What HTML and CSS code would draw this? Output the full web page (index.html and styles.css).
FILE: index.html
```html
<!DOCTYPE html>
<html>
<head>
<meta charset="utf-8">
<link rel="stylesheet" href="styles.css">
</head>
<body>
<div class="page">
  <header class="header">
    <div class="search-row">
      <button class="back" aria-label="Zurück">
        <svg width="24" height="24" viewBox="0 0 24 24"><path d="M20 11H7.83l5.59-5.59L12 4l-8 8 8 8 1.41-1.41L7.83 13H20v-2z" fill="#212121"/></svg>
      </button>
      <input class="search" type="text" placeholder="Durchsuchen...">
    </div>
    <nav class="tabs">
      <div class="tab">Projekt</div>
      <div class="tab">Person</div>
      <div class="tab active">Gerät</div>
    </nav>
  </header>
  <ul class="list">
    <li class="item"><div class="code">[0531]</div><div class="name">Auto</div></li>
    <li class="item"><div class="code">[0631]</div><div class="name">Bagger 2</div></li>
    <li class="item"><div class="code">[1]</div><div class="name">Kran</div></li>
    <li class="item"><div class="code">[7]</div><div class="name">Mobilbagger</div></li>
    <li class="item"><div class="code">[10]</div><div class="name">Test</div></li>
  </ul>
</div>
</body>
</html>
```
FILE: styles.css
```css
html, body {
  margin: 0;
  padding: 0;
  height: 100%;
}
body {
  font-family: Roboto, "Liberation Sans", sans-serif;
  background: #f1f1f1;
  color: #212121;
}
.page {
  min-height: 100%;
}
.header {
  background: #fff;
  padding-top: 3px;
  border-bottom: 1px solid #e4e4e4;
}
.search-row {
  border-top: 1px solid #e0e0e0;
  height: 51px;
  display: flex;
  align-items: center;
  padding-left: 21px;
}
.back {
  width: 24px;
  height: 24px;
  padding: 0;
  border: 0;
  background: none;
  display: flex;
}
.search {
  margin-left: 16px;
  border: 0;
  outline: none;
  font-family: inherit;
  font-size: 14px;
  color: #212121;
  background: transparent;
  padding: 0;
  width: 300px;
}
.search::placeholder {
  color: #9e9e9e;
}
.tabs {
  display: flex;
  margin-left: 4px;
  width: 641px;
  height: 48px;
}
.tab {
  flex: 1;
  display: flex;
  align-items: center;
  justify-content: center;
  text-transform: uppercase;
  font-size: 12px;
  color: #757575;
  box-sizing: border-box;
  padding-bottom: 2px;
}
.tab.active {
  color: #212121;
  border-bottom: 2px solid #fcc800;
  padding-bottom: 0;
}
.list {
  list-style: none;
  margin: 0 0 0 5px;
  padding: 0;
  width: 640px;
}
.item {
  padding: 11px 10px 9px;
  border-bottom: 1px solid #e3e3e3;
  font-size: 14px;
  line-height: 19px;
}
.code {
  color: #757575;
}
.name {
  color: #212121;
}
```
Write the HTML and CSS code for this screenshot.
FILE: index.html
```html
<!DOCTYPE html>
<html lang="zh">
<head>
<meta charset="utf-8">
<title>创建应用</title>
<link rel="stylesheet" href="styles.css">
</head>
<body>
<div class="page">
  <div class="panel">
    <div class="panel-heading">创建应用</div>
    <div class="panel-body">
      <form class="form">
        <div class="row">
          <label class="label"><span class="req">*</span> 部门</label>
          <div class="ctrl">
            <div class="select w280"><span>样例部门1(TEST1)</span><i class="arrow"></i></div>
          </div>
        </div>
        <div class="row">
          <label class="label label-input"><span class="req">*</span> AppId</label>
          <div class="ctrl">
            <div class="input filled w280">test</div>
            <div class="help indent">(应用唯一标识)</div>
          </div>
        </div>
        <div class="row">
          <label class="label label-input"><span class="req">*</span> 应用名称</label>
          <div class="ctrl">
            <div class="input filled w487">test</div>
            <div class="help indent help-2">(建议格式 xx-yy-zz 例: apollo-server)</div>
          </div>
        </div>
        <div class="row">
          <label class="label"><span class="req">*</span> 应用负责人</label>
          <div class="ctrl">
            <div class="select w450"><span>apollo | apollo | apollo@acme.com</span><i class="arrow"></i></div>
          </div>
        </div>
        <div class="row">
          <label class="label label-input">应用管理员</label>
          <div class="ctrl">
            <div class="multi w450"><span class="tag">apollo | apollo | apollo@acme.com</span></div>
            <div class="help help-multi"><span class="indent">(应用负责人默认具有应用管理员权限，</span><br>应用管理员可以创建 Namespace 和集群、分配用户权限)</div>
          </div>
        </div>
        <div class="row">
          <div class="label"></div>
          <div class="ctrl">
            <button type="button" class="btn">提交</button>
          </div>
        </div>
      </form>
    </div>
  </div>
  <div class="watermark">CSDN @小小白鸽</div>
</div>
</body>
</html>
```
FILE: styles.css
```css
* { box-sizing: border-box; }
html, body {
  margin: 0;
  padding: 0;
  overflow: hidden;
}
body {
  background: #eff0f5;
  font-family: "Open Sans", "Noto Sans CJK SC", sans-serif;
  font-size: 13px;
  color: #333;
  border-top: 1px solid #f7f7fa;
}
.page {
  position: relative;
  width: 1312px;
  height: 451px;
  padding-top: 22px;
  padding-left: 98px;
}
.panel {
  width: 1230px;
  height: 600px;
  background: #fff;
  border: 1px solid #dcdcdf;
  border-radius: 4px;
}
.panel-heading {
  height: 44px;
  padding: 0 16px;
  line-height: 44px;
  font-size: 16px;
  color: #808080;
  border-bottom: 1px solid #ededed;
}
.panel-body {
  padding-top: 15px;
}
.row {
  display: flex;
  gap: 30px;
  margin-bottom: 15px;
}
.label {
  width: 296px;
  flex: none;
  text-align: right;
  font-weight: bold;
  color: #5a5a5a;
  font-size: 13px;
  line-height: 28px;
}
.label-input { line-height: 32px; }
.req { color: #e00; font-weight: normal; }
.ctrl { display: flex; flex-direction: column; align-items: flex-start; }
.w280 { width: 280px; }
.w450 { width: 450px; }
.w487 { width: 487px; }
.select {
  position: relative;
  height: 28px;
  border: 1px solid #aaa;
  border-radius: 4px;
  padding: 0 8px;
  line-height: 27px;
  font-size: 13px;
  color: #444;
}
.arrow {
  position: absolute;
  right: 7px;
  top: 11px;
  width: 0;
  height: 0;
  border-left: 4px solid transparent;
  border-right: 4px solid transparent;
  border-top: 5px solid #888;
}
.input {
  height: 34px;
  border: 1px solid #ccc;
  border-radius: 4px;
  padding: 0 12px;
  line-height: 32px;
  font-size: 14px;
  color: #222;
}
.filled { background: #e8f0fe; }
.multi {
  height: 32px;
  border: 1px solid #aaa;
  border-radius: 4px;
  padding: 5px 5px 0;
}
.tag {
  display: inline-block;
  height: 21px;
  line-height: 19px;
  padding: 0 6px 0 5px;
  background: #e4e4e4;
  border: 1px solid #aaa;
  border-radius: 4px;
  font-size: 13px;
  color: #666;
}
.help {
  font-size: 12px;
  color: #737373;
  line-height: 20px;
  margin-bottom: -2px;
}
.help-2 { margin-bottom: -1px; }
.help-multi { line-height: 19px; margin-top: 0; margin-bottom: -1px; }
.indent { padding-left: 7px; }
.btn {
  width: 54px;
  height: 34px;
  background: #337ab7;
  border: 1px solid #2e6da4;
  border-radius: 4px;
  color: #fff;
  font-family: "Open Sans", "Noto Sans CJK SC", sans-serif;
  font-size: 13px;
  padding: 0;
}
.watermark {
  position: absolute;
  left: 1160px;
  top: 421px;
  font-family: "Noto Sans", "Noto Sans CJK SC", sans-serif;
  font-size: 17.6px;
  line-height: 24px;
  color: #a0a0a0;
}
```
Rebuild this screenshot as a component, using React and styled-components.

========================================

» **Task goal**
Copy every record above exactly as it appears.

» **Final result**
What HTML and CSS code would draw this? Output the full web page (index.html and styles.css).
FILE: index.html
```html
<!DOCTYPE html>
<html>
<head>
<meta charset="utf-8">
<link rel="stylesheet" href="styles.css">
</head>
<body>
<div class="page">
  <header class="header">
    <div class="search-row">
      <button class="back" aria-label="Zurück">
        <svg width="24" height="24" viewBox="0 0 24 24"><path d="M20 11H7.83l5.59-5.59L12 4l-8 8 8 8 1.41-1.41L7.83 13H20v-2z" fill="#212121"/></svg>
      </button>
      <input class="search" type="text" placeholder="Durchsuchen...">
    </div>
    <nav class="tabs">
      <div class="tab">Projekt</div>
      <div class="tab">Person</div>
      <div class="tab active">Gerät</div>
    </nav>
  </header>
  <ul class="list">
    <li class="item"><div class="code">[0531]</div><div class="name">Auto</div></li>
    <li class="item"><div class="code">[0631]</div><div class="name">Bagger 2</div></li>
    <li class="item"><div class="code">[1]</div><div class="name">Kran</div></li>
    <li class="item"><div class="code">[7]</div><div class="name">Mobilbagger</div></li>
    <li class="item"><div class="code">[10]</div><div class="name">Test</div></li>
  </ul>
</div>
</body>
</html>
```
FILE: styles.css
```css
html, body {
  margin: 0;
  padding: 0;
  height: 100%;
}
body {
  font-family: Roboto, "Liberation Sans", sans-serif;
  background: #f1f1f1;
  color: #212121;
}
.page {
  min-height: 100%;
}
.header {
  background: #fff;
  padding-top: 3px;
  border-bottom: 1px solid #e4e4e4;
}
.search-row {
  border-top: 1px solid #e0e0e0;
  height: 51px;
  display: flex;
  align-items: center;
  padding-left: 21px;
}
.back {
  width: 24px;
  height: 24px;
  padding: 0;
  border: 0;
  background: none;
  display: flex;
}
.search {
  margin-left: 16px;
  border: 0;
  outline: none;
  font-family: inherit;
  font-size: 14px;
  color: #212121;
  background: transparent;
  padding: 0;
  width: 300px;
}
.search::placeholder {
  color: #9e9e9e;
}
.tabs {
  display: flex;
  margin-left: 4px;
  width: 641px;
  height: 48px;
}
.tab {
  flex: 1;
  display: flex;
  align-items: center;
  justify-content: center;
  text-transform: uppercase;
  font-size: 12px;
  color: #757575;
  box-sizing: border-box;
  padding-bottom: 2px;
}
.tab.active {
  color: #212121;
  border-bottom: 2px solid #fcc800;
  padding-bottom: 0;
}
.list {
  list-style: none;
  margin: 0 0 0 5px;
  padding: 0;
  width: 640px;
}
.item {
  padding: 11px 10px 9px;
  border-bottom: 1px solid #e3e3e3;
  font-size: 14px;
  line-height: 19px;
}
.code {
  color: #757575;
}
.name {
  color: #212121;
}
```
Write the HTML and CSS code for this screenshot.
FILE: index.html
```html
<!DOCTYPE html>
<html lang="zh">
<head>
<meta charset="utf-8">
<title>创建应用</title>
<link rel="stylesheet" href="styles.css">
</head>
<body>
<div class="page">
  <div class="panel">
    <div class="panel-heading">创建应用</div>
    <div class="panel-body">
      <form class="form">
        <div class="row">
          <label class="label"><span class="req">*</span> 部门</label>
          <div class="ctrl">
            <div class="select w280"><span>样例部门1(TEST1)</span><i class="arrow"></i></div>
          </div>
        </div>
        <div class="row">
          <label class="label label-input"><span class="req">*</span> AppId</label>
          <div class="ctrl">
            <div class="input filled w280">test</div>
            <div class="help indent">(应用唯一标识)</div>
          </div>
        </div>
        <div class="row">
          <label class="label label-input"><span class="req">*</span> 应用名称</label>
          <div class="ctrl">
            <div class="input filled w487">test</div>
            <div class="help indent help-2">(建议格式 xx-yy-zz 例: apollo-server)</div>
          </div>
        </div>
        <div class="row">
          <label class="label"><span class="req">*</span> 应用负责人</label>
          <div class="ctrl">
            <div class="select w450"><span>apollo | apollo | apollo@acme.com</span><i class="arrow"></i></div>
          </div>
        </div>
        <div class="row">
          <label class="label label-input">应用管理员</label>
          <div class="ctrl">
            <div class="multi w450"><span class="tag">apollo | apollo | apollo@acme.com</span></div>
            <div class="help help-multi"><span class="indent">(应用负责人默认具有应用管理员权限，</span><br>应用管理员可以创建 Namespace 和集群、分配用户权限)</div>
          </div>
        </div>
        <div class="row">
          <div class="label"></div>
          <div class="ctrl">
            <button type="button" class="btn">提交</button>
          </div>
        </div>
      </form>
    </div>
  </div>
  <div class="watermark">CSDN @小小白鸽</div>
</div>
</body>
</html>
```
FILE: styles.css
```css
* { box-sizing: border-box; }
html, body {
  margin: 0;
  padding: 0;
  overflow: hidden;
}
body {
  background: #eff0f5;
  font-family: "Open Sans", "Noto Sans CJK SC", sans-serif;
  font-size: 13px;
  color: #333;
  border-top: 1px solid #f7f7fa;
}
.page {
  position: relative;
  width: 1312px;
  height: 451px;
  padding-top: 22px;
  padding-left: 98px;
}
.panel {
  width: 1230px;
  height: 600px;
  background: #fff;
  border: 1px solid #dcdcdf;
  border-radius: 4px;
}
.panel-heading {
  height: 44px;
  padding: 0 16px;
  line-height: 44px;
  font-size: 16px;
  color: #808080;
  border-bottom: 1px solid #ededed;
}
.panel-body {
  padding-top: 15px;
}
.row {
  display: flex;
  gap: 30px;
  margin-bottom: 15px;
}
.label {
  width: 296px;
  flex: none;
  text-align: right;
  font-weight: bold;
  color: #5a5a5a;
  font-size: 13px;
  line-height: 28px;
}
.label-input { line-height: 32px; }
.req { color: #e00; font-weight: normal; }
.ctrl { display: flex; flex-direction: column; align-items: flex-start; }
.w280 { width: 280px; }
.w450 { width: 450px; }
.w487 { width: 487px; }
.select {
  position: relative;
  height: 28px;
  border: 1px solid #aaa;
  border-radius: 4px;
  padding: 0 8px;
  line-height: 27px;
  font-size: 13px;
  color: #444;
}
.arrow {
  position: absolute;
  right: 7px;
  top: 11px;
  width: 0;
  height: 0;
  border-left: 4px solid transparent;
  border-right: 4px solid transparent;
  border-top: 5px solid #888;
}
.input {
  height: 34px;
  border: 1px solid #ccc;
  border-radius: 4px;
  padding: 0 12px;
  line-height: 32px;
  font-size: 14px;
  color: #222;
}
.filled { background: #e8f0fe; }
.multi {
  height: 32px;
  border: 1px solid #aaa;
  border-radius: 4px;
  padding: 5px 5px 0;
}
.tag {
  display: inline-block;
  height: 21px;
  line-height: 19px;
  padding: 0 6px 0 5px;
  background: #e4e4e4;
  border: 1px solid #aaa;
  border-radius: 4px;
  font-size: 13px;
  color: #666;
}
.help {
  font-size: 12px;
  color: #737373;
  line-height: 20px;
  margin-bottom: -2px;
}
.help-2 { margin-bottom: -1px; }
.help-multi { line-height: 19px; margin-top: 0; margin-bottom: -1px; }
.indent { padding-left: 7px; }
.btn {
  width: 54px;
  height: 34px;
  background: #337ab7;
  border: 1px solid #2e6da4;
  border-radius: 4px;
  color: #fff;
  font-family: "Open Sans", "Noto Sans CJK SC", sans-serif;
  font-size: 13px;
  padding: 0;
}
.watermark {
  position: absolute;
  left: 1160px;
  top: 421px;
  font-family: "Noto Sans", "Noto Sans CJK SC", sans-serif;
  font-size: 17.6px;
  line-height: 24px;
  color: #a0a0a0;
}
```
Rebuild this screenshot as a component, using React and styled-components.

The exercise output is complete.